Во второй половине дня начал моросить пронизывающе холодный дождь, поэтому мужчины были в водонепроницаемых куртках, а многие женщины надели поверх шуб пластиковые плащи.
На отпевании Гай сидел один. Он вернулся с вызова на побережье, сел сзади, даже не расстегнув пальто, иначе бы увидели, что он не успел сменить свой серый костюм на что-то более подходящее.
В церкви было полно народа, все ждали доктора Треливена. Гай обвел взглядом присутствующих с чувством неожиданной горечи. Скольким из этих людей и впрямь не безразличен уход Лэрри? Кто из них пришел бы сюда в этот несчастный день, если бы Лэрри не привезли домой издалека или если бы он умер от какой-нибудь обычной болезни, да еще в пожилом возрасте? В больнице это первый случай болезни Ходжкина. Это заболевание более редкое и более драматичное, чем рак или инфаркт. Весь город сопереживал Лэрри, и теперь, когда он умер, все оказались как бы причастными к этой смерти. Точно так же толпы людей присутствовали на похоронах маленькой девочки, изнасилованной и задушенной сумасшедшим. Кроме нескольких человек, действительно знавших ребенка, остальные были профессиональными плакальщиками — людьми, которые жаждали трагедии (чем ужаснее — тем лучше) и потом скорбели, может, даже и искренне, не столько по усопшей, сколько по ее жуткой кончине.

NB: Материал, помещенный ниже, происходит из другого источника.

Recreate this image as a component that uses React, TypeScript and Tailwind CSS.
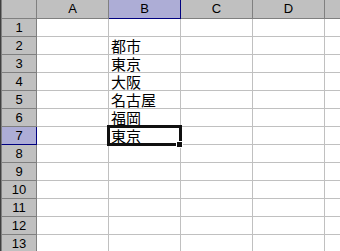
const COLS = ["A", "B", "C", "D"];
const ROWS = Array.from({ length: 13 }, (_, i) => i + 1);

const cells: Record<number, string> = {
  2: "都市",
  3: "東京",
  4: "大阪",
  5: "名古屋",
  6: "福岡",
  7: "東京",
};

const SEL_ROW = 7;
const SEL_COL = "B";

export default function App() {
  return (
    <div className="relative w-[340px] h-[251px] overflow-hidden bg-white border-l border-[#404040] font-['Liberation_Sans',Arial,sans-serif] text-[13px] text-black">
      {/* column headers */}
      <div className="flex h-[19px]">
        <div className="w-[36px] shrink-0 bg-[#c0c0c0] border-l border-r border-b border-[#808080]" />
        {COLS.map((c) => {
          const sel = c === SEL_COL;
          return (
            <div
              key={c}
              className={
                sel
                  ? "w-[72px] shrink-0 flex items-center justify-center bg-[#adadd6] border-r border-b border-[#000080]"
                  : "w-[72px] shrink-0 flex items-center justify-center bg-[#c0c0c0] border-r border-b border-[#808080]"
              }
            >
              {c}
            </div>
          );
        })}
        <div className="flex-1 bg-[#c0c0c0] border-b border-[#808080]" />
      </div>

      {/* rows */}
      {ROWS.map((r) => {
        const sel = r === SEL_ROW;
        return (
          <div key={r} className="flex h-[18px]">
            <div
              className={
                sel
                  ? "w-[36px] shrink-0 flex items-center justify-center bg-[#adadd6] border-l border-l-[#808080] border-r border-b border-[#000080]"
                  : "w-[36px] shrink-0 flex items-center justify-center bg-[#c0c0c0] border-l border-r border-b border-[#808080]"
              }
            >
              {r}
            </div>
            {COLS.map((c) => (
              <div
                key={c}
                className="w-[72px] shrink-0 flex items-end border-r border-b border-[#c0c0c0] pl-[2px] pb-[1px] font-['Noto_Sans_CJK_JP',sans-serif] text-[15px] leading-[15px] whitespace-nowrap"
              >
                {c === "B" ? cells[r] ?? "" : ""}
              </div>
            ))}
            <div className="flex-1 border-b border-[#c0c0c0]" />
          </div>
        );
      })}

      {/* active cell outline + fill handle */}
      <div className="absolute left-[106px] top-[125px] w-[75px] h-[21px] border-[3px] border-[#101010] pointer-events-none" />
      <div className="absolute left-[175px] top-[141px] w-[7px] h-[7px] bg-[#101010] border border-white pointer-events-none" />
    </div>
  );
}
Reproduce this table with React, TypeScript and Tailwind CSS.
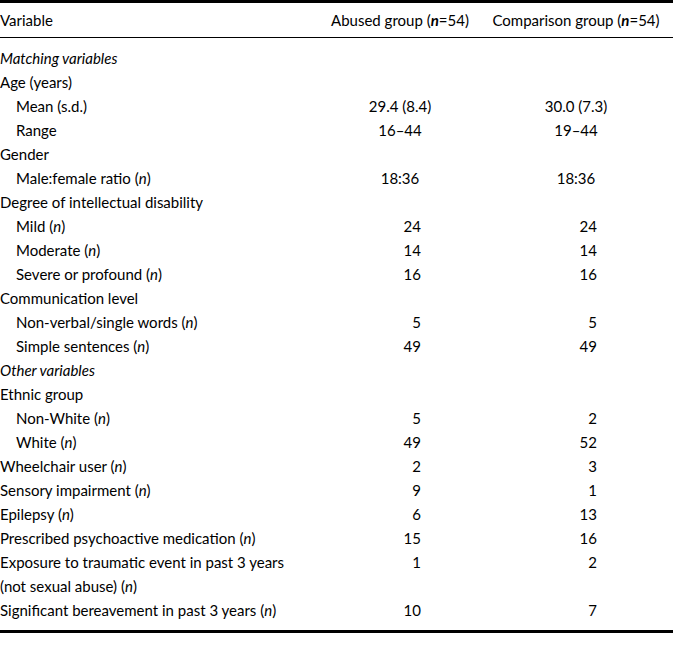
import { ReactNode } from 'react';

// ── DATA ───────────────────────────────────────────────
type Kind = 'section' | 'group' | 'item' | 'top';
type Row = { kind: Kind; label: ReactNode; a?: string; b?: string; mid?: boolean };

const N = () => <i>n</i>;

const rows: Row[] = [
  { kind: 'section', label: 'Matching variables' },
  { kind: 'group', label: 'Age (years)' },
  { kind: 'item', label: 'Mean (s.d.)', a: '29.4 (8.4)', b: '30.0 (7.3)', mid: true },
  { kind: 'item', label: 'Range', a: '16–44', b: '19–44', mid: true },
  { kind: 'group', label: 'Gender' },
  { kind: 'item', label: <>Male:female ratio (<N />)</>, a: '18:36', b: '18:36', mid: true },
  { kind: 'group', label: 'Degree of intellectual disability' },
  { kind: 'item', label: <>Mild (<N />)</>, a: '24', b: '24' },
  { kind: 'item', label: <>Moderate (<N />)</>, a: '14', b: '14' },
  { kind: 'item', label: <>Severe or profound (<N />)</>, a: '16', b: '16' },
  { kind: 'group', label: 'Communication level' },
  { kind: 'item', label: <>Non-verbal/single words (<N />)</>, a: '5', b: '5' },
  { kind: 'item', label: <>Simple sentences (<N />)</>, a: '49', b: '49' },
  { kind: 'section', label: 'Other variables' },
  { kind: 'group', label: 'Ethnic group' },
  { kind: 'item', label: <>Non-White (<N />)</>, a: '5', b: '2' },
  { kind: 'item', label: <>White (<N />)</>, a: '49', b: '52' },
  { kind: 'top', label: <>Wheelchair user (<N />)</>, a: '2', b: '3' },
  { kind: 'top', label: <>Sensory impairment (<N />)</>, a: '9', b: '1' },
  { kind: 'top', label: <>Epilepsy (<N />)</>, a: '6', b: '13' },
  { kind: 'top', label: <>Prescribed psychoactive medication (<N />)</>, a: '15', b: '16' },
  { kind: 'top', label: <>Exposure to traumatic event in past 3 years<br />(not sexual abuse) (<N />)</>, a: '1', b: '2' },
  { kind: 'top', label: <>Significant bereavement in past 3 years (<N />)</>, a: '10', b: '7' },
];

// ── CELLS ──────────────────────────────────────────────
function Num({ v, mid }: { v?: string; mid?: boolean }) {
  if (!v) return <div />;
  return (
    <div className="flex justify-center h-[24px] items-center">
      {mid ? <span>{v}</span> : <span className="w-[42px] text-right">{v}</span>}
    </div>
  );
}

export default function App() {
  return (
    <div className="w-[673px] bg-white text-black text-[15px] leading-[24px]" style={{ fontFamily: 'Lato, "Open Sans", sans-serif' }}>
      <div className="border-t-[3px] border-black" />
      <div className="grid grid-cols-[320px_160px_192px] h-[35px] items-center border-b border-black">
        <div>Variable</div>
        <div className="text-center">Abused group (<b><i>n</i></b>=54)</div>
        <div className="text-center">Comparison group (<b><i>n</i></b>=54)</div>
      </div>
      <div className="pt-[8px] pb-[8px]">
        {rows.map((r, i) => (
          <div key={i} className="grid grid-cols-[320px_160px_192px] items-start">
            <div className={r.kind === 'section' ? 'italic' : r.kind === 'item' ? 'pl-[16px]' : ''}>{r.label}</div>
            <Num v={r.a} mid={r.mid} />
            <Num v={r.b} mid={r.mid} />
          </div>
        ))}
      </div>
      <div className="border-t-[3px] border-black" />
    </div>
  );
}
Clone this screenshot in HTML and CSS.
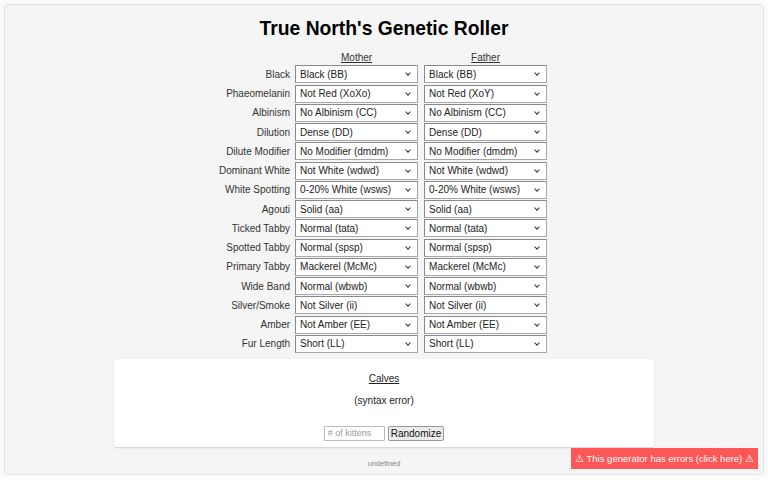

Нет, пожалуй, он не прав. Несмотря на то, что Лэрри долго жил в родном городе, все же многие помнили его, и, возможно, большинство из присутствующих искренне оплакивало уход любого прихожанина — независимо от того, насколько хорошо они знали его при жизни, как часто он посещал богослужения и активно ли участвовал в церковных делах.
Эта мысль несколько успокоила Гая. Он спросил себя, сможет ли он когда-нибудь стать прихожанином этой церкви, потом подумал, что содеянное им, невзирая на причины, считается таким же тяжким грехом в этой вере, как и в той, которую он когда-то считал своей. Свои грехи никому не передашь, не станешь ведь торговать ими вразнос. Может быть, если бы он исповедался, то был бы прощен, но он не понимал, как можно каяться в поступке, который в глубине души вовсе не считаешь греховным. В глазах церкви это был грех, в глазах правосудия — преступление. А сердце Гая Монфорда даже теперь, когда он был трезв и ясно мыслил, говорило ему, что это был милосердный акт, хотя преступил он и церковный, и гражданский законы.
Доктор Треливен появился среди настоящей выставки цветов, опустошившей магазин Хилла, которому пришлось спешно заключить ряд убыточных сделок с цветочными магазинами Харпсуэлла и Гианниса. Священник возвышался торжественно и глубокомысленно над толпой прихожан. Дождавшись полной тишины, он начал короткую службу.